--- START ---

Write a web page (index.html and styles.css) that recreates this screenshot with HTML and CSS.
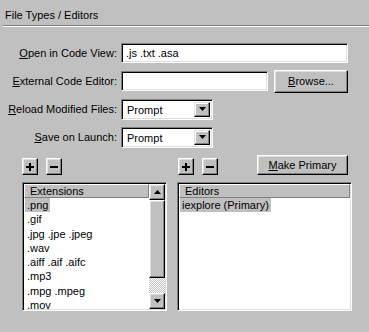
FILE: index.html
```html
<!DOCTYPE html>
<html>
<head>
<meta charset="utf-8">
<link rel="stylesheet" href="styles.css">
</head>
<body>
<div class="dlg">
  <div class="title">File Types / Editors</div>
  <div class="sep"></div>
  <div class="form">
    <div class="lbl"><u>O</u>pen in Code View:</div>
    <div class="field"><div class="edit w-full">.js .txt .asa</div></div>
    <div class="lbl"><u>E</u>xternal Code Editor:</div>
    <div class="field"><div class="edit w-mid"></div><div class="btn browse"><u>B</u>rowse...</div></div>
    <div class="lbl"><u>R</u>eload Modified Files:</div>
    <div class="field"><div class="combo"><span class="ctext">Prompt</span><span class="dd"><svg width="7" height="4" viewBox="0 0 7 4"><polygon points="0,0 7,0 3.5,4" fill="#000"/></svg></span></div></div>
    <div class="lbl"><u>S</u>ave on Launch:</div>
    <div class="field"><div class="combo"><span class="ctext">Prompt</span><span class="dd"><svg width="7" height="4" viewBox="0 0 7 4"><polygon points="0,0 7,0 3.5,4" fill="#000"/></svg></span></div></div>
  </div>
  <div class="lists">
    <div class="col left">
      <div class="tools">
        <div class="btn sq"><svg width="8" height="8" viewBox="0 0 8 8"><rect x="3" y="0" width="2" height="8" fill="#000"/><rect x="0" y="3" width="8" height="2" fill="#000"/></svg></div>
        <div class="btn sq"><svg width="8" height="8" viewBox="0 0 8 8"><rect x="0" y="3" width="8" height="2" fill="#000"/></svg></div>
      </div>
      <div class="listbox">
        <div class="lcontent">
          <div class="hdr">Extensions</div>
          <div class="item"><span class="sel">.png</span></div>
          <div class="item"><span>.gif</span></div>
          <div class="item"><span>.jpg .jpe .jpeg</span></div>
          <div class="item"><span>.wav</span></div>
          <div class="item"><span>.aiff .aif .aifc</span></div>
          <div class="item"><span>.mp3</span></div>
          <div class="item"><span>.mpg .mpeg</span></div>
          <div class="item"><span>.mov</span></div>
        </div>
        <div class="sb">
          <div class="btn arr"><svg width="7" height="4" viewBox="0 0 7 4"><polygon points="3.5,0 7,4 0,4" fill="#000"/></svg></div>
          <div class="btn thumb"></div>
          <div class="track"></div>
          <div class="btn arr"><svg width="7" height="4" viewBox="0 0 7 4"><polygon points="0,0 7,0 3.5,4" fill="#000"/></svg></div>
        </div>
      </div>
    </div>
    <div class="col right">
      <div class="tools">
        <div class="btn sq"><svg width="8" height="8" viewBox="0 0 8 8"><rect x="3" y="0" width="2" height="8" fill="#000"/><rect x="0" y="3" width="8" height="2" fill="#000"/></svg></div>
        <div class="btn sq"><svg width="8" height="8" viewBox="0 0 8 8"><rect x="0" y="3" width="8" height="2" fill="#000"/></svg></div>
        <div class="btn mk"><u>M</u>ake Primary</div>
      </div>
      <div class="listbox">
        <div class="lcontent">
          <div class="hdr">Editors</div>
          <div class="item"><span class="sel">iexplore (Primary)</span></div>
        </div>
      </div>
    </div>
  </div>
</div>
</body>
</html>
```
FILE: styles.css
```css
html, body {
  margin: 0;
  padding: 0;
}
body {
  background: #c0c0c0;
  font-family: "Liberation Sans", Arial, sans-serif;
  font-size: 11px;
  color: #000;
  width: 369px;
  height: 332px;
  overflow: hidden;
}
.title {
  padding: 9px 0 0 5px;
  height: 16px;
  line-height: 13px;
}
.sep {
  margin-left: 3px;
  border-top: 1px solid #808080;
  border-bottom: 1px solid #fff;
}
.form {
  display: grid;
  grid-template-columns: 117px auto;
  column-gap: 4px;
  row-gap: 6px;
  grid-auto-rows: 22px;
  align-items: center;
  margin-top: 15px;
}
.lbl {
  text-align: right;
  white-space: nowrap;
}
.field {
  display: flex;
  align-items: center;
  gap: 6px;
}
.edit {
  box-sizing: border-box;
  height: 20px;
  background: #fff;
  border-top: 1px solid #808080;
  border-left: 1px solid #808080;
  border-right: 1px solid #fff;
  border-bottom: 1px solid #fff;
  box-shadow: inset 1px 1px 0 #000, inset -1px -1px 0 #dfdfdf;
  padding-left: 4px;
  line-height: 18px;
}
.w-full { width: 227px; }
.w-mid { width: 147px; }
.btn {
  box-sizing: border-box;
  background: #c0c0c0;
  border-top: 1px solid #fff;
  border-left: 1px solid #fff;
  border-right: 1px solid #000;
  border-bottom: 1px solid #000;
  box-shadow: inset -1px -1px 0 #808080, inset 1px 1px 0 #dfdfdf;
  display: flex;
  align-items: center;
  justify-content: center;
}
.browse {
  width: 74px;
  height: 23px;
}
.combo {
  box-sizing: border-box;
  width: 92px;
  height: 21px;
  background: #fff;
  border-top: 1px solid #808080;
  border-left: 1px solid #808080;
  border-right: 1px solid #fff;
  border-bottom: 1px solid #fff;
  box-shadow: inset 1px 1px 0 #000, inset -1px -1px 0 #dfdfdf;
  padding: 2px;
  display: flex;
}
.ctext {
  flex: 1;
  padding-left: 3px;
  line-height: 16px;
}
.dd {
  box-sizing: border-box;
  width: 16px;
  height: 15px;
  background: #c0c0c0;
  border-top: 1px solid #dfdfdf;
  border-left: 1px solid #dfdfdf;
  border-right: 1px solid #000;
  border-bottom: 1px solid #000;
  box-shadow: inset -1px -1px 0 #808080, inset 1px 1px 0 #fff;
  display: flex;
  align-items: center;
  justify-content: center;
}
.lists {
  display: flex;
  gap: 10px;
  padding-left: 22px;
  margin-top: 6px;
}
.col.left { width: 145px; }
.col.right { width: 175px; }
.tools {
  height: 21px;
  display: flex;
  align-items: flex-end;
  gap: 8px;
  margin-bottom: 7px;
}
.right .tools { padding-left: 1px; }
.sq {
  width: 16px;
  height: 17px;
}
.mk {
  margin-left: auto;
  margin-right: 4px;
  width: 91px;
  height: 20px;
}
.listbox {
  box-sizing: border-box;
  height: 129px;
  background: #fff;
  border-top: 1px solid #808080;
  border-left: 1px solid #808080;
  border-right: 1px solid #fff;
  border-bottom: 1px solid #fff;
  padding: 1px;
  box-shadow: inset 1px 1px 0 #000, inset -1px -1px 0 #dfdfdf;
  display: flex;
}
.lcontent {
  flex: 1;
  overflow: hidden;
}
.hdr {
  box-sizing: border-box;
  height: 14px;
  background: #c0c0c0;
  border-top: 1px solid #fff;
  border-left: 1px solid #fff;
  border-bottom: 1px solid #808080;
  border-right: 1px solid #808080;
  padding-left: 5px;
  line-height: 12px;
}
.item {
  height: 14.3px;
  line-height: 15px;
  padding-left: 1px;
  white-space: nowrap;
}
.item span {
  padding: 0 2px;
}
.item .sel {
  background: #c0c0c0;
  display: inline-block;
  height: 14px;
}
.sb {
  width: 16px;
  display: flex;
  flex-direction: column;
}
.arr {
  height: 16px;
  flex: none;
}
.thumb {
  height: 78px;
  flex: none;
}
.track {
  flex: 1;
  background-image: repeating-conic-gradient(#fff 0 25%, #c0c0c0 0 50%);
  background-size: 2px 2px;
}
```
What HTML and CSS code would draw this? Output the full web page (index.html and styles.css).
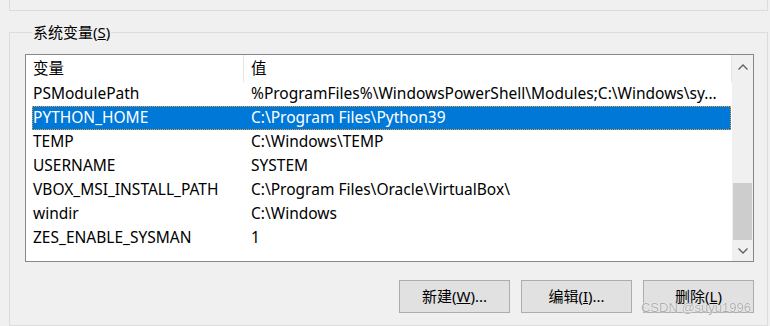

--- END ---

- _Exercise_: All of the entries above should be duplicated exactly, except for the pictures.

- _Full solution_:
Write a web page (index.html and styles.css) that recreates this screenshot with HTML and CSS.
FILE: index.html
```html
<!DOCTYPE html>
<html>
<head>
<meta charset="utf-8">
<link rel="stylesheet" href="styles.css">
</head>
<body>
<div class="dlg">
  <div class="title">File Types / Editors</div>
  <div class="sep"></div>
  <div class="form">
    <div class="lbl"><u>O</u>pen in Code View:</div>
    <div class="field"><div class="edit w-full">.js .txt .asa</div></div>
    <div class="lbl"><u>E</u>xternal Code Editor:</div>
    <div class="field"><div class="edit w-mid"></div><div class="btn browse"><u>B</u>rowse...</div></div>
    <div class="lbl"><u>R</u>eload Modified Files:</div>
    <div class="field"><div class="combo"><span class="ctext">Prompt</span><span class="dd"><svg width="7" height="4" viewBox="0 0 7 4"><polygon points="0,0 7,0 3.5,4" fill="#000"/></svg></span></div></div>
    <div class="lbl"><u>S</u>ave on Launch:</div>
    <div class="field"><div class="combo"><span class="ctext">Prompt</span><span class="dd"><svg width="7" height="4" viewBox="0 0 7 4"><polygon points="0,0 7,0 3.5,4" fill="#000"/></svg></span></div></div>
  </div>
  <div class="lists">
    <div class="col left">
      <div class="tools">
        <div class="btn sq"><svg width="8" height="8" viewBox="0 0 8 8"><rect x="3" y="0" width="2" height="8" fill="#000"/><rect x="0" y="3" width="8" height="2" fill="#000"/></svg></div>
        <div class="btn sq"><svg width="8" height="8" viewBox="0 0 8 8"><rect x="0" y="3" width="8" height="2" fill="#000"/></svg></div>
      </div>
      <div class="listbox">
        <div class="lcontent">
          <div class="hdr">Extensions</div>
          <div class="item"><span class="sel">.png</span></div>
          <div class="item"><span>.gif</span></div>
          <div class="item"><span>.jpg .jpe .jpeg</span></div>
          <div class="item"><span>.wav</span></div>
          <div class="item"><span>.aiff .aif .aifc</span></div>
          <div class="item"><span>.mp3</span></div>
          <div class="item"><span>.mpg .mpeg</span></div>
          <div class="item"><span>.mov</span></div>
        </div>
        <div class="sb">
          <div class="btn arr"><svg width="7" height="4" viewBox="0 0 7 4"><polygon points="3.5,0 7,4 0,4" fill="#000"/></svg></div>
          <div class="btn thumb"></div>
          <div class="track"></div>
          <div class="btn arr"><svg width="7" height="4" viewBox="0 0 7 4"><polygon points="0,0 7,0 3.5,4" fill="#000"/></svg></div>
        </div>
      </div>
    </div>
    <div class="col right">
      <div class="tools">
        <div class="btn sq"><svg width="8" height="8" viewBox="0 0 8 8"><rect x="3" y="0" width="2" height="8" fill="#000"/><rect x="0" y="3" width="8" height="2" fill="#000"/></svg></div>
        <div class="btn sq"><svg width="8" height="8" viewBox="0 0 8 8"><rect x="0" y="3" width="8" height="2" fill="#000"/></svg></div>
        <div class="btn mk"><u>M</u>ake Primary</div>
      </div>
      <div class="listbox">
        <div class="lcontent">
          <div class="hdr">Editors</div>
          <div class="item"><span class="sel">iexplore (Primary)</span></div>
        </div>
      </div>
    </div>
  </div>
</div>
</body>
</html>
```
FILE: styles.css
```css
html, body {
  margin: 0;
  padding: 0;
}
body {
  background: #c0c0c0;
  font-family: "Liberation Sans", Arial, sans-serif;
  font-size: 11px;
  color: #000;
  width: 369px;
  height: 332px;
  overflow: hidden;
}
.title {
  padding: 9px 0 0 5px;
  height: 16px;
  line-height: 13px;
}
.sep {
  margin-left: 3px;
  border-top: 1px solid #808080;
  border-bottom: 1px solid #fff;
}
.form {
  display: grid;
  grid-template-columns: 117px auto;
  column-gap: 4px;
  row-gap: 6px;
  grid-auto-rows: 22px;
  align-items: center;
  margin-top: 15px;
}
.lbl {
  text-align: right;
  white-space: nowrap;
}
.field {
  display: flex;
  align-items: center;
  gap: 6px;
}
.edit {
  box-sizing: border-box;
  height: 20px;
  background: #fff;
  border-top: 1px solid #808080;
  border-left: 1px solid #808080;
  border-right: 1px solid #fff;
  border-bottom: 1px solid #fff;
  box-shadow: inset 1px 1px 0 #000, inset -1px -1px 0 #dfdfdf;
  padding-left: 4px;
  line-height: 18px;
}
.w-full { width: 227px; }
.w-mid { width: 147px; }
.btn {
  box-sizing: border-box;
  background: #c0c0c0;
  border-top: 1px solid #fff;
  border-left: 1px solid #fff;
  border-right: 1px solid #000;
  border-bottom: 1px solid #000;
  box-shadow: inset -1px -1px 0 #808080, inset 1px 1px 0 #dfdfdf;
  display: flex;
  align-items: center;
  justify-content: center;
}
.browse {
  width: 74px;
  height: 23px;
}
.combo {
  box-sizing: border-box;
  width: 92px;
  height: 21px;
  background: #fff;
  border-top: 1px solid #808080;
  border-left: 1px solid #808080;
  border-right: 1px solid #fff;
  border-bottom: 1px solid #fff;
  box-shadow: inset 1px 1px 0 #000, inset -1px -1px 0 #dfdfdf;
  padding: 2px;
  display: flex;
}
.ctext {
  flex: 1;
  padding-left: 3px;
  line-height: 16px;
}
.dd {
  box-sizing: border-box;
  width: 16px;
  height: 15px;
  background: #c0c0c0;
  border-top: 1px solid #dfdfdf;
  border-left: 1px solid #dfdfdf;
  border-right: 1px solid #000;
  border-bottom: 1px solid #000;
  box-shadow: inset -1px -1px 0 #808080, inset 1px 1px 0 #fff;
  display: flex;
  align-items: center;
  justify-content: center;
}
.lists {
  display: flex;
  gap: 10px;
  padding-left: 22px;
  margin-top: 6px;
}
.col.left { width: 145px; }
.col.right { width: 175px; }
.tools {
  height: 21px;
  display: flex;
  align-items: flex-end;
  gap: 8px;
  margin-bottom: 7px;
}
.right .tools { padding-left: 1px; }
.sq {
  width: 16px;
  height: 17px;
}
.mk {
  margin-left: auto;
  margin-right: 4px;
  width: 91px;
  height: 20px;
}
.listbox {
  box-sizing: border-box;
  height: 129px;
  background: #fff;
  border-top: 1px solid #808080;
  border-left: 1px solid #808080;
  border-right: 1px solid #fff;
  border-bottom: 1px solid #fff;
  padding: 1px;
  box-shadow: inset 1px 1px 0 #000, inset -1px -1px 0 #dfdfdf;
  display: flex;
}
.lcontent {
  flex: 1;
  overflow: hidden;
}
.hdr {
  box-sizing: border-box;
  height: 14px;
  background: #c0c0c0;
  border-top: 1px solid #fff;
  border-left: 1px solid #fff;
  border-bottom: 1px solid #808080;
  border-right: 1px solid #808080;
  padding-left: 5px;
  line-height: 12px;
}
.item {
  height: 14.3px;
  line-height: 15px;
  padding-left: 1px;
  white-space: nowrap;
}
.item span {
  padding: 0 2px;
}
.item .sel {
  background: #c0c0c0;
  display: inline-block;
  height: 14px;
}
.sb {
  width: 16px;
  display: flex;
  flex-direction: column;
}
.arr {
  height: 16px;
  flex: none;
}
.thumb {
  height: 78px;
  flex: none;
}
.track {
  flex: 1;
  background-image: repeating-conic-gradient(#fff 0 25%, #c0c0c0 0 50%);
  background-size: 2px 2px;
}
```
What HTML and CSS code would draw this? Output the full web page (index.html and styles.css).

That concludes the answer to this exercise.